All the algorithm is based on the random generator with the property I mentioned. With a quick search, I found that the Inversive congruential generator meets this requirement. It seems to be easy to implement. It works if K is prime; if K is not prime, see on the same page 'Compound Inversive Generators'. Maybe it will be a little tricky to handle with perfect squares or cubic numbers (your problem sound like sudoku :-) ), but I think it is possible by creating compound generators with prime factors of K and different parametrization. For all generators, the first element of each column is the seed.
Whatever the value of K, the complexity is only depending on N and is O(N^2).
Deterministically generate a matrix having the desired property for rows and columns. Provided K > N, this can easily be done by starting the ith row with i, and filling in the rest of the row with i+1, i+2, etc., wrapping back to 1 after K. Other algorithms are possible.
Randomly permute columns, then randomly permute rows.
Let's show that permuting rows (i.e. picking up entire rows and assembling a new matrix from them in some order, with each row possibly in a different vertical position) leaves the desired properties intact for both rows and columns, assuming they were true before. The same reasoning then holds for column permutations, and for any sequence of permutations of either kind.
Trivially, permuting rows cannot change the property that, within each row, no element appears more than once.
The effect of permuting rows on a particular column is to reorder the elements within that column.
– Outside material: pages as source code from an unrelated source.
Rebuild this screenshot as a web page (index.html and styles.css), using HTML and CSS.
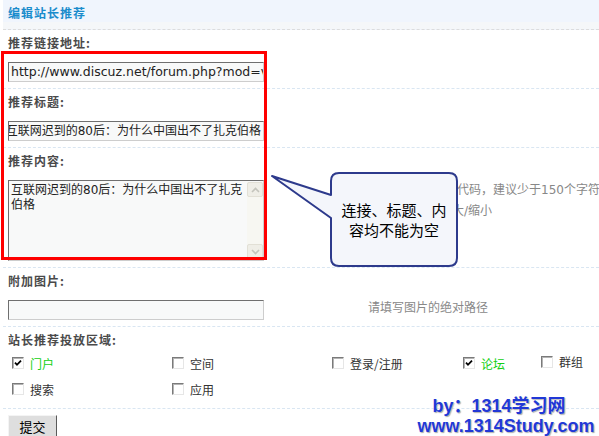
FILE: index.html
```html
<!DOCTYPE html>
<html lang="zh-CN">
<head>
    <meta charset="UTF-8">
    <title>编辑站长推荐</title>
    <link rel="stylesheet" href="styles.css">
</head>
<body>
    <div class="panel">
        <h3 class="panel-title">编辑站长推荐</h3>

        <!-- 链接 -->
        <div class="item">
            <div class="item-label">推荐链接地址:</div>
            <div class="item-body">
                <div class="field field-url">http://www.discuz.net/forum.php?mod=viewthread&amp;tid=210745</div>
            </div>
        </div>

        <!-- 标题 -->
        <div class="item">
            <div class="item-label">推荐标题:</div>
            <div class="item-body">
                <div class="field field-end"><span>互联网迟到的80后：为什么中国出不了扎克伯格</span></div>
            </div>
        </div>

        <!-- 内容 -->
        <div class="item">
            <div class="item-label">推荐内容:</div>
            <div class="item-body">
                <div class="textarea">
                    <div class="textarea-text">互联网迟到的80后：为什么中国出不了扎克伯格</div>
                    <div class="scrollbar">
                        <div class="scroll-btn">
                            <svg width="9" height="6" viewBox="0 0 9 6"><path d="M1 5 L4.5 1.5 L8 5" fill="none" stroke="#c4c4bc" stroke-width="1.6"/></svg>
                        </div>
                        <div class="scroll-btn">
                            <svg width="9" height="6" viewBox="0 0 9 6"><path d="M1 1 L4.5 4.5 L8 1" fill="none" stroke="#c4c4bc" stroke-width="1.6"/></svg>
                        </div>
                    </div>
                </div>
                <div class="hint">内容支持 HTML 代码，建议少于150个字符<br>可拖动右下角放大/缩小</div>
            </div>
        </div>

        <!-- 图片 -->
        <div class="item">
            <div class="item-label">附加图片:</div>
            <div class="item-body">
                <div class="field"></div>
                <div class="hint hint-mid">请填写图片的绝对路径</div>
            </div>
        </div>

        <!-- 投放区域 -->
        <div class="item">
            <div class="item-label item-label-tight">站长推荐投放区域:</div>
            <div class="checks">
                <label class="check on"><span class="box"><svg width="8" height="8" viewBox="0 0 8 8"><path d="M1 3.6 L3 5.8 L7 1.6" fill="none" stroke="#000" stroke-width="1.8"/></svg></span>门户</label>
                <label class="check"><span class="box"></span>空间</label>
                <label class="check"><span class="box"></span>登录/注册</label>
                <label class="check on"><span class="box"><svg width="8" height="8" viewBox="0 0 8 8"><path d="M1 3.6 L3 5.8 L7 1.6" fill="none" stroke="#000" stroke-width="1.8"/></svg></span>论坛</label>
                <label class="check check-up"><span class="box"></span>群组</label>
                <label class="check"><span class="box"></span>搜索</label>
                <label class="check"><span class="box"></span>应用</label>
            </div>
        </div>

        <div class="actions">
            <button class="submit">提交</button>
        </div>
    </div>

    <!-- 红框标注 -->
    <div class="mark"></div>

    <!-- 提示气泡 -->
    <div class="callout">
        <svg width="190" height="96" viewBox="0 0 190 96">
            <path d="M69 1 H179 Q187 1 187 9 V86 Q187 94 179 94 H69 Q61 94 61 86 V46 L2 4 L61 23 V9 Q61 1 69 1 Z" fill="#f4f6fb" stroke="#2d3a8c" stroke-width="2" stroke-linejoin="round"/>
        </svg>
        <div class="callout-text">连接、标题、内<br>容均不能为空</div>
    </div>

    <div class="stamp">
        <div class="stamp-by">by：1314学习网</div>
        <div>www.1314Study.com</div>
    </div>
</body>
</html>
```

FILE: styles.css
```css
body {
    margin: 0;
    height: 436px;
    overflow: hidden;
    position: relative;
    background: #fff;
    color: #222;
    font-family: "DejaVu Sans", "Noto Sans CJK SC", sans-serif;
    font-size: 12px;
}

.panel {
    margin-left: 3px;
}

.panel-title {
    margin: 0;
    height: 26px;
    padding: 3px 0 0 5px;
    line-height: 20px;
    font-family: "Noto Sans CJK SC", sans-serif;
    font-size: 12px;
    font-weight: bold;
    letter-spacing: 1px;
    color: #1a8ccc;
    background: linear-gradient(#f0f5fd 22px, #f5f7f9 22px);
    border-bottom: 1px dashed #dcdcdc;
}

.item {
    padding: 3px 0 6px 5px;
    border-bottom: 1px dashed #d9e6f2;
}

.item-label {
    line-height: 20px;
    margin-bottom: 9px;
    font-family: "Noto Sans CJK SC", sans-serif;
    font-weight: bold;
    letter-spacing: 1px;
    color: #4a4a4a;
}

.item-label-tight {
    margin-bottom: 0;
}

.item-body {
    display: flex;
    align-items: flex-start;
}

.field {
    width: 256px;
    height: 20px;
    flex: none;
    box-sizing: border-box;
    border: 1px solid;
    border-color: #6f6f6f #cdcdcd #cdcdcd #6f6f6f;
    background: #f8f9f9;
    padding: 0 2px;
    line-height: 18px;
    white-space: nowrap;
    overflow: hidden;
}

.field-url {
    font-size: 12.5px;
}

.field-end {
    display: flex;
    justify-content: flex-end;
}

.textarea {
    width: 256px;
    height: 81px;
    flex: none;
    box-sizing: border-box;
    display: flex;
    border: 1px solid;
    border-color: #6f6f6f #cdcdcd #cdcdcd #6f6f6f;
    background: #f8f9f9;
}

.textarea-text {
    flex: 1;
    padding: 2px 0 0 2px;
    line-height: 15px;
}

.scrollbar {
    width: 16px;
    margin: 1px 0;
    background: #f7f7f2;
    display: flex;
    flex-direction: column;
    justify-content: space-between;
}

.scroll-btn {
    height: 15px;
    box-sizing: border-box;
    border: 1px solid #e2e0d6;
    border-radius: 2px;
    background: #efeee7;
    display: flex;
    align-items: center;
    justify-content: center;
}

.hint {
    margin-left: 104px;
    line-height: 21px;
    color: #888;
    white-space: nowrap;
}

.hint-mid {
    line-height: 17px;
}

.checks {
    display: grid;
    grid-template-columns: 160px 160px 131px 78px 1fr;
    grid-auto-rows: 26px;
    align-items: center;
    font-family: "Noto Sans CJK SC", sans-serif;
    color: #333;
}

.check {
    display: flex;
    align-items: center;
    gap: 6px;
    padding-left: 4px;
}

.check-up {
    margin-top: -3px;
}

.check.on {
    color: #12cf12;
}

.box {
    width: 12px;
    height: 12px;
    box-sizing: border-box;
    border: 1px solid;
    border-color: #7a7a7a #e6e6e6 #e6e6e6 #7a7a7a;
    box-shadow: inset 1px 1px #b4b4b4;
    background: #fff;
    display: flex;
    align-items: center;
    justify-content: center;
}

.actions {
    display: flex;
    padding: 6px 0 0 5px;
}

.submit {
    width: 49px;
    height: 24px;
    padding: 0;
    border: 1px solid;
    border-color: #f4f4f4 #5a5a5a #5a5a5a #f4f4f4;
    background: #dedede;
    color: #000;
    font-family: "Noto Sans CJK SC", sans-serif;
    font-size: 13px;
    line-height: 20px;
}

/* annotation overlays */
.mark {
    position: absolute;
    left: 1px;
    top: 51px;
    width: 266px;
    height: 209px;
    box-sizing: border-box;
    border: 3px solid #f00;
}

.callout {
    position: absolute;
    left: 270px;
    top: 172px;
    width: 190px;
    height: 96px;
}

.callout svg {
    display: block;
}

.callout-text {
    position: absolute;
    left: 61px;
    top: 1px;
    width: 126px;
    height: 93px;
    display: flex;
    align-items: center;
    justify-content: center;
    text-align: center;
    font-family: "Noto Sans CJK SC", sans-serif;
    font-size: 15px;
    line-height: 20px;
    color: #000;
}

.stamp {
    position: absolute;
    left: 414px;
    top: 396px;
    width: 184px;
    text-align: center;
    font-family: "Liberation Sans", "Noto Sans CJK SC", sans-serif;
    font-size: 18px;
    font-weight: bold;
    line-height: 20px;
    color: #2138d6;
    text-shadow: 0 0 2px #fff, 1px 1px 1px #9a9a9a;
}

.stamp-by {
    padding-right: 14px;
}
```
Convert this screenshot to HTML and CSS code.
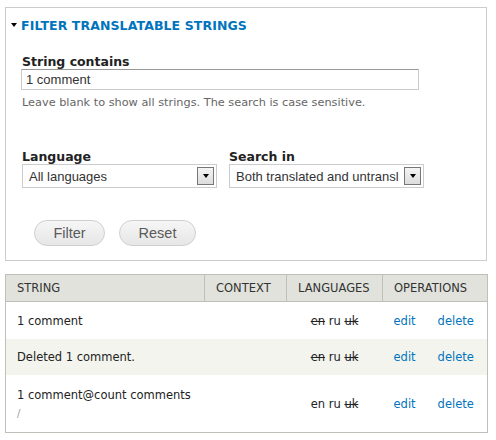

This holds for any column, and since reordering elements cannot produce duplicate elements where there were none before, permuting rows cannot change the property that, within each column, no element appears more than once.
I'm not certain whether this algorithm is capable of generating all possible satisfying matrices, or if it does, whether it will generate all possible satisfying matrices with equal probability. Another interesting question that I don't have an answer for is: How many rounds of row-permutation-then-column-permutation are needed? More precisely, is any finite sequence of row-perm-then-column-perm rounds equivalent to a bounded number of (or in particular, one) row-perm-then-column-perm round? If so then nothing is gained by further permutations after the first row and column permutations. Perhaps someone with a stronger mathematics background can comment. But it may be good enough in any case.
I have encountered an inoridinary problem that given a NxM 0-1 matrix and a number K(<=NxM) and I have to find a minimal subrectangle area of that 0-1 matrix with at least K 1's in inside that subrectangle. Furthermore it's area(the product of both dimensions) should be minimized.
For example:
00000
01010
00100
01010
00000
K = 3
So I can find a subrectangle with minimal area 6 that contains 3 1's inside.
10
01
10
NOTE that the target subrectangle that I mean should contains consecutive numbers of rows and columns from the original 0-1 matrix.
Compute cumulative sum of rows R[i,j] and columns C[i,j].
For top-left corner (i,j) of each possible sub-rectangle:
Starting from a single-row sub-rectangle (n=i),
Search the last possible column for this sub-rectangle (m).
While m>=j:
While there are more than 'k' "ones" in this sub-rectangle:
If this is the smallest sub-rectangle so far, remember it.
Remove column (--m).
This decreases the number of "ones" by C[m+1,n]-C[m+1,j-1].
Add next row (++n).
This increases the number of "ones" by R[m,n]-R[i-1,n].
Time complexity is O(NM(N+M)).
Two nested loops may be optimized by changing linear search to binary search (to process skinny sub-rectangles faster).
Also it is possible (after adding a row/a column to the sub-rectangle) to decrease in O(1) time the number of columns/rows in such a way that the area of this sub-rectangle is not larger than the area of the best-so-far sub-rectangle.
Both these optimizations require calculation of any sub-rectangle weight in O(1). To make it possible, pre-calculate cumulative sum of all elements for sub-rectangles [1..i,1..j] (X[i,j]). Then the weight of any sub-rectangle [i..m,j..n] is computed as X[m,n]-X[i-1,n]-X[m,j-1]+X[i-1,j-1].
Compute cumulative sum of columns C[i,j].
For any starting row (k) of possible sub-rectangle:
For any ending row (l) of possible sub-rectangle:
Starting column (m = 1).
Ending column (n = 1).
While n is not out-of-bounds
While there are less than 'k' "ones" in sub-rectangle [k..l,m..n]:
Add column (++n).
This increases the number of "ones" by C[l,n]-C[k-1,n].
If this is the smallest sub-rectangle so far, remember it.
Remove column (++m).
This decreases the number of "ones" by C[l,m-1]-C[k-1,m-1].
Time complexity is O(N2M).
Loop by 'l' may be terminated when all sub-rectangles, processed inside it, are single-column sub-rectangles (too many rows) or when no sub-rectangles, processed inside it, contain enough "ones" (not enough rows).
The problem is NP-hard because the clique decision problem can be reduced to it. So there is no algorithm that is more efficient than the brute-force approach of trying all the possible submatrices (unless P=NP).
The clique decision problem can be reduced to your problem in the following way:
Let the matrix be the adjacency matrix of the graph.
Set K=L^2, where L is the size of the clique we are looking for.
Solve your problem on this input. The graph contains an L-clique iff the solution to your problem is an LxL submatrix containing only ones (which can be checked in polynomial time).
Off the top of my head, you can make a list of the coordinate pairs(?) of all ones in the matrix, find the (smallest) containing sub-rectangles for each K-combination among them*, then pick the smallest of those.
* which is defined by the smallest and largest row and column indices in the K-combination.